SUPPLIED DATA —
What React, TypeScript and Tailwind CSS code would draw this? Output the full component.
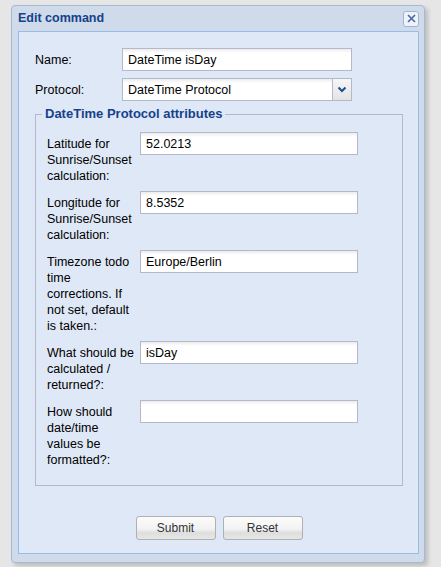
import { useState } from "react";

type Field = {
  label: string;
  value: string;
};

const fields: Field[] = [
  { label: "Latitude for Sunrise/Sunset calculation:", value: "52.0213" },
  { label: "Longitude for Sunrise/Sunset calculation:", value: "8.5352" },
  {
    label: "Timezone todo time corrections. If not set, default is taken.:",
    value: "Europe/Berlin",
  },
  { label: "What should be calculated / returned?:", value: "isDay" },
  { label: "How should date/time values be formatted?:", value: "" },
];

const inputCls =
  "h-[23px] border border-[#b5b8c8] bg-[linear-gradient(to_bottom,#ececec_0px,#ffffff_4px)] px-[5px] text-[12.5px] text-black outline-none";

function FormButton({ children }: { children: string }) {
  return (
    <button className="h-[24px] w-[80px] rounded-[3px] border border-[#b0b0b0] bg-[linear-gradient(to_bottom,#fbfbfb_0%,#f2f2f2_55%,#dedede_72%,#e6e6e6_100%)] text-[12px] text-[#333]">
      {children}
    </button>
  );
}

export default function App() {
  const [name, setName] = useState("DateTime isDay");

  return (
    <div className="h-[567px] w-[441px] bg-[#e6e6e6] pl-[11px] pt-[5px] font-['Liberation_Sans',Arial,sans-serif]">
      <div className="flex w-[414px] flex-col rounded-[4px] border border-[#a6b9cf] bg-[#cfdaea] px-[6px] pb-[8px] pr-[5px] shadow-[3px_3px_4px_rgba(0,0,0,0.18)]">
        {/* header */}
        <div className="flex h-[25px] items-center justify-between">
          <span className="text-[12.5px] font-bold text-[#15428b]">Edit command</span>
          <button className="flex h-[16px] w-[16px] items-center justify-center rounded-[3px] border border-[#9fb5d2] bg-[#eef3fa]">
            <svg width="11" height="11" viewBox="0 0 11 11">
              <path d="M2 2 L9 9 M9 2 L2 9" stroke="#4a68a3" strokeWidth="1.6" fill="none" />
            </svg>
          </button>
        </div>

        {/* body */}
        <div className="border border-[#99bbe8] bg-[#dfe8f6] pb-[13px] pl-[16px] pr-[15px] pt-[16px]">
          <div className="flex flex-col gap-[7px]">
            <div className="flex">
              <label className="w-[87px] pt-[4px] text-[12.5px] leading-4 text-black">Name:</label>
              <input
                className={`${inputCls} w-[230px]`}
                value={name}
                onChange={(e) => setName(e.target.value)}
              />
            </div>
            <div className="flex">
              <label className="w-[87px] pt-[4px] text-[12.5px] leading-4 text-black">Protocol:</label>
              <div className="flex h-[23px] w-[230px] border border-[#b5b8c8] bg-white">
                <div className="flex-1 bg-[linear-gradient(to_bottom,#ececec_0px,#ffffff_4px)] px-[5px] pt-[3px] text-[12.5px] leading-4 text-black">
                  DateTime Protocol
                </div>
                <div className="flex w-[19px] items-center justify-center border-l border-[#b5b8c8] bg-[linear-gradient(to_bottom,#f6f6f6,#e4e4e4)]">
                  <svg width="10" height="7" viewBox="0 0 10 7">
                    <path d="M1.5 1.5 L5 5 L8.5 1.5" stroke="#1f4b92" strokeWidth="2" fill="none" />
                  </svg>
                </div>
              </div>
            </div>
          </div>

          <fieldset className="mt-[5px] border border-[#b5b8c8] pb-[17px] pl-[11px] pr-[11px] pt-[10px]">
            <legend className="ml-[-5px] px-[3px] text-[13px] font-bold leading-4 text-[#15428b]">
              DateTime Protocol attributes
            </legend>
            <div className="flex flex-col gap-[7px]">
              {fields.map((f) => (
                <div key={f.label} className="flex items-start">
                  <label className="w-[93px] pr-[4px] pt-[4px] text-[12.5px] leading-4 text-black">
                    {f.label}
                  </label>
                  <input className={`${inputCls} w-[218px]`} defaultValue={f.value} />
                </div>
              ))}
            </div>
          </fieldset>

          <div className="mt-[30px] flex justify-center gap-[7px]">
            <FormButton>Submit</FormButton>
            <FormButton>Reset</FormButton>
          </div>
        </div>
      </div>
    </div>
  );
}
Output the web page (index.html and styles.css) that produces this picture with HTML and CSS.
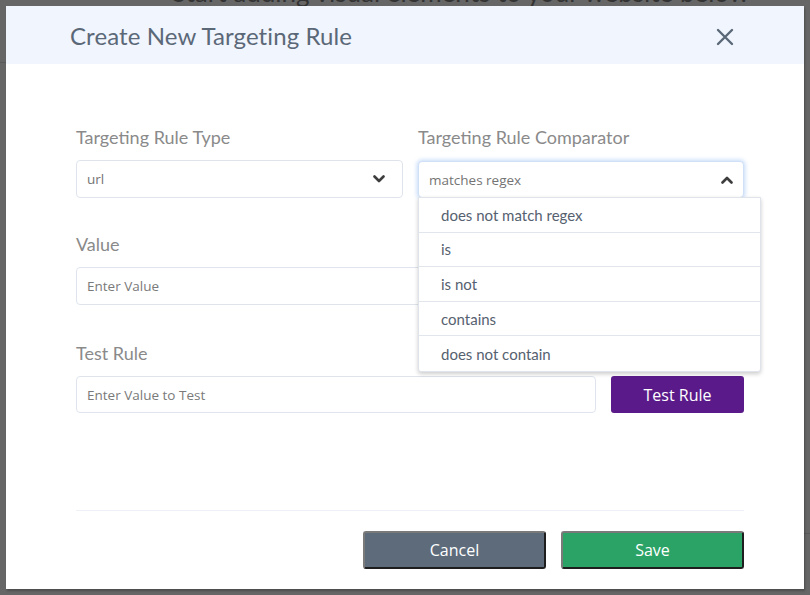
FILE: index.html
```html
<!DOCTYPE html>
<html lang="en">
<head>
<meta charset="utf-8">
<title>Create New Targeting Rule</title>
<link rel="stylesheet" href="styles.css">
</head>
<body>
<div class="backdrop-text">Start adding visual elements to your website below</div>
<div class="backdrop-line left"></div>
<div class="backdrop-line right"></div>
<div class="modal">
  <div class="modal-header">
    <h1 class="modal-title">Create New Targeting Rule</h1>
    <button class="close" aria-label="Close">
      <svg width="18" height="18" viewBox="0 0 18 18"><path d="M2 2L16 16M16 2L2 16" stroke="#5b6878" stroke-width="2.4" stroke-linecap="round"/></svg>
    </button>
  </div>
  <div class="modal-body">
    <div class="row two">
      <div class="field">
        <label class="label">Targeting Rule Type</label>
        <div class="select">
          <span class="select-value">url</span>
          <svg class="chev" width="12" height="8" viewBox="0 0 12 8"><path d="M1.5 1.5L6 6L10.5 1.5" fill="none" stroke="#3d3d3d" stroke-width="2.6" stroke-linecap="round" stroke-linejoin="round"/></svg>
        </div>
      </div>
      <div class="field">
        <label class="label">Targeting Rule Comparator</label>
        <div class="select-wrap">
          <div class="select focus">
            <span class="select-value">matches regex</span>
            <svg class="chev" width="12" height="8" viewBox="0 0 12 8"><path d="M1.5 6.5L6 2L10.5 6.5" fill="none" stroke="#3d3d3d" stroke-width="2.6" stroke-linecap="round" stroke-linejoin="round"/></svg>
          </div>
          <ul class="menu">
            <li>does not match regex</li>
            <li>is</li>
            <li>is not</li>
            <li>contains</li>
            <li>does not contain</li>
          </ul>
        </div>
      </div>
    </div>
    <div class="field value-field">
      <label class="label">Value</label>
      <div class="input"><span class="placeholder">Enter Value</span></div>
    </div>
    <div class="field test-field">
      <label class="label">Test Rule</label>
      <div class="test-row">
        <div class="input"><span class="placeholder">Enter Value to Test</span></div>
        <button class="btn btn-purple">Test Rule</button>
      </div>
    </div>
  </div>
  <div class="modal-footer">
    <button class="btn btn-foot btn-gray">Cancel</button>
    <button class="btn btn-foot btn-green">Save</button>
  </div>
</div>
</body>
</html>
```

FILE: styles.css
```css
* { box-sizing: border-box; }
html, body { margin: 0; height: 100%; }
body {
  background: #666666;
  padding: 6px;
  position: relative;
  overflow: hidden;
  font-family: "Open Sans", "Liberation Sans", sans-serif;
}
.backdrop-text {
  position: absolute;
  top: -24px;
  left: 172px;
  font-family: Lato, sans-serif;
  font-size: 26px;
  color: #333333;
  white-space: nowrap;
}
.backdrop-line {
  position: absolute;
  height: 1px;
  background: #5a5a5a;
  width: 8px;
}
.backdrop-line.left { left: 0; top: 62px; }
.backdrop-line.right { right: 0; top: 533px; }

.modal {
  position: relative;
  width: 798px;
  height: 583px;
  background: #ffffff;
  box-shadow: 1px 2px 2px rgba(0,0,0,0.25);
  display: flex;
  flex-direction: column;
}
.modal-header {
  height: 58px;
  flex: 0 0 58px;
  background: #f1f5fd;
  display: flex;
  align-items: center;
  justify-content: space-between;
  padding: 0 70px 0 64px;
}
.modal-title {
  margin: 0;
  font-family: Lato, sans-serif;
  font-weight: 400;
  font-size: 24px;
  color: #5b6878;
  letter-spacing: 0.1px;
}
.close {
  background: none;
  border: 0;
  padding: 0;
  width: 18px;
  height: 18px;
  display: flex;
  margin-top: 3px;
}

.modal-body {
  padding: 61px 60px 0 70px;
  flex: 1;
}
.row.two {
  display: grid;
  grid-template-columns: 327px 326px;
  column-gap: 15px;
}
.field { display: flex; flex-direction: column; }
.label {
  font-family: Lato, sans-serif;
  font-size: 18px;
  color: #8a8a8a;
  line-height: 24px;
  margin-bottom: 11px;
}
.select, .input {
  height: 38px;
  border: 1px solid #dfe4ec;
  border-radius: 4px;
  background: #fff;
  display: flex;
  align-items: center;
  justify-content: space-between;
  padding: 0 17px 0 10px;
  font-size: 13.5px;
  color: #777;
}
.select.focus {
  height: 37px;
  margin-top: 1px;
  border-color: #cfe0f7;
  box-shadow: 0 0 4px 1px rgba(120,170,240,0.45);
  padding-right: 10px;
}
.select-value { color: #747474; }
.select-wrap { position: relative; }
.chev { display: block; }
.menu {
  position: absolute;
  top: 37px;
  left: 0;
  width: 343px;
  margin: 0;
  padding: 0;
  list-style: none;
  background: #fff;
  border: 1px solid #dfe3ea;
  border-radius: 0 0 3px 3px;
  box-shadow: 0 2px 4px rgba(0,0,0,0.2);
  z-index: 5;
}
.menu li {
  height: 34.6px;
  display: flex;
  align-items: center;
  padding-left: 22px;
  font-family: Lato, sans-serif;
  font-size: 15px;
  color: #56616f;
  border-bottom: 1px solid #e1e5ec;
}
.menu li:last-child { border-bottom: 0; }

.value-field { margin-top: 34px; width: 668px; }
.test-field { margin-top: 36px; }
.placeholder { color: #7a7a7a; }
.test-row {
  display: flex;
  gap: 15px;
}
.test-row .input { flex: 0 0 520px; height: 37px; }
.btn {
  font-family: "Open Sans", sans-serif;
  font-size: 16px;
  color: #fff;
  cursor: pointer;
}
.btn-purple {
  flex: 1;
  height: 37px;
  background: #5a1a8a;
  border: 0;
  border-radius: 3px;
}

.modal-footer {
  margin: 0 60px 0 70px;
  border-top: 1px solid #eef2f8;
  height: 79px;
  flex: 0 0 79px;
  display: flex;
  justify-content: flex-end;
  align-items: flex-start;
  gap: 15px;
  padding-top: 20px;
}
.btn-foot {
  width: 183px;
  height: 38px;
  border-radius: 3px;
  border-style: solid;
  border-width: 2px;
  border-color: #7a7a7a #1e1e1e #1e1e1e #7a7a7a;
}
.btn-gray { background: #5d6b7b; }
.btn-green { background: #2ba366; }
```
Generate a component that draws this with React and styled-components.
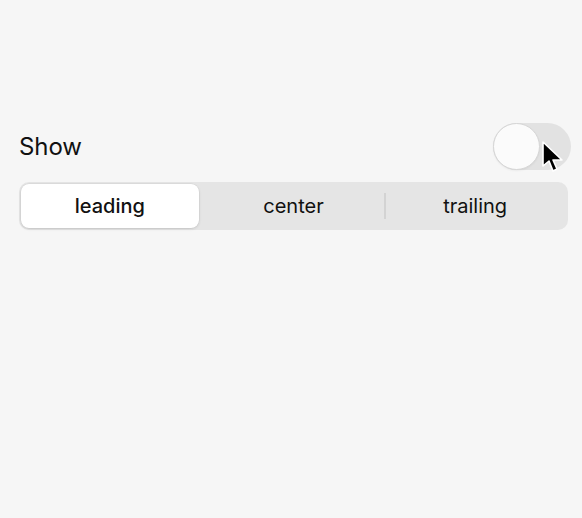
import React, { useState } from "react";
import styled, { createGlobalStyle } from "styled-components";

const Global = createGlobalStyle`
  html, body { margin: 0; padding: 0; background: #f6f6f6; }
  body { font-family: Inter, "Noto Sans", sans-serif; color: #111; }
`;

const Page = styled.div`
  width: 582px;
  height: 518px;
  box-sizing: border-box;
  padding: 123px 11px 0 19px;
  display: flex;
  flex-direction: column;
  gap: 12px;
  position: relative;
`;

const Row = styled.div`
  display: flex;
  align-items: center;
  justify-content: space-between;
  height: 47px;
`;

const Label = styled.span`
  font-size: 24px;
  font-weight: 400;
  letter-spacing: -0.1px;
  color: #111;
`;

const Track = styled.div`
  width: 78px;
  height: 47px;
  border-radius: 24px;
  background: #e2e2e2;
  box-sizing: border-box;
  display: flex;
  align-items: center;
`;

const Knob = styled.div`
  width: 47px;
  height: 47px;
  border-radius: 50%;
  background: #fbfbfb;
  box-sizing: border-box;
  border: 1.5px solid #d6d6d6;
  box-shadow: 0 1px 2px rgba(0,0,0,0.05);
`;

const Segmented = styled.div`
  display: grid;
  grid-template-columns: repeat(3, 1fr);
  margin-right: 3px;
  height: 48px;
  padding: 2px;
  box-sizing: border-box;
  border-radius: 10px;
  background: #e5e5e5;
`;

const Segment = styled.div`
  position: relative;
  display: flex;
  align-items: center;
  justify-content: center;
  font-size: 20px;
  font-weight: ${(p) => (p.$active ? 500 : 400)};
  color: #111;
  border-radius: 8px;
  margin-right: ${(p) => (p.$active ? "4px" : "0")};
  background: ${(p) => (p.$active ? "#ffffff" : "transparent")};
  box-shadow: ${(p) =>
    p.$active ? "0 1px 3px rgba(0,0,0,0.12), 0 0 0 0.5px rgba(0,0,0,0.06)" : "none"};
  &::before {
    content: "";
    display: ${(p) => (p.$divider ? "block" : "none")};
    position: absolute;
    left: 0;
    top: 9px;
    bottom: 9px;
    width: 1.5px;
    background: #d3d3d3;
  }
`;

const Cursor = styled.svg`
  position: absolute;
  left: 541px;
  top: 140px;
`;

export default function App() {
  const [sel] = useState(0);
  const items = ["leading", "center", "trailing"];
  return (
    <>
      <Global />
      <Page>
        <Row>
          <Label>Show</Label>
          <Track>
            <Knob />
          </Track>
        </Row>
        <Segmented>
          {items.map((t, i) => (
            <Segment key={t} $active={i === sel} $divider={i > 0 && i !== sel && i - 1 !== sel}>
              {t}
            </Segment>
          ))}
        </Segmented>
        <Cursor width="24" height="36" viewBox="0 0 24 36">
          <path
            d="M2 2 L2 26 L8 21 L12 31 L16 29 L12 20 L21 20 Z"
            fill="#000"
            stroke="#fff"
            strokeWidth="1.6"
            strokeLinejoin="round"
          />
        </Cursor>
      </Page>
    </>
  );
}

TASK DETAILS —
Note each line of the entries that has "this" in it, and copy those lines.

CORRECT RESULT —
What React, TypeScript and Tailwind CSS code would draw this? Output the full component.
Output the web page (index.html and styles.css) that produces this picture with HTML and CSS.
Generate a component that draws this with React and styled-components.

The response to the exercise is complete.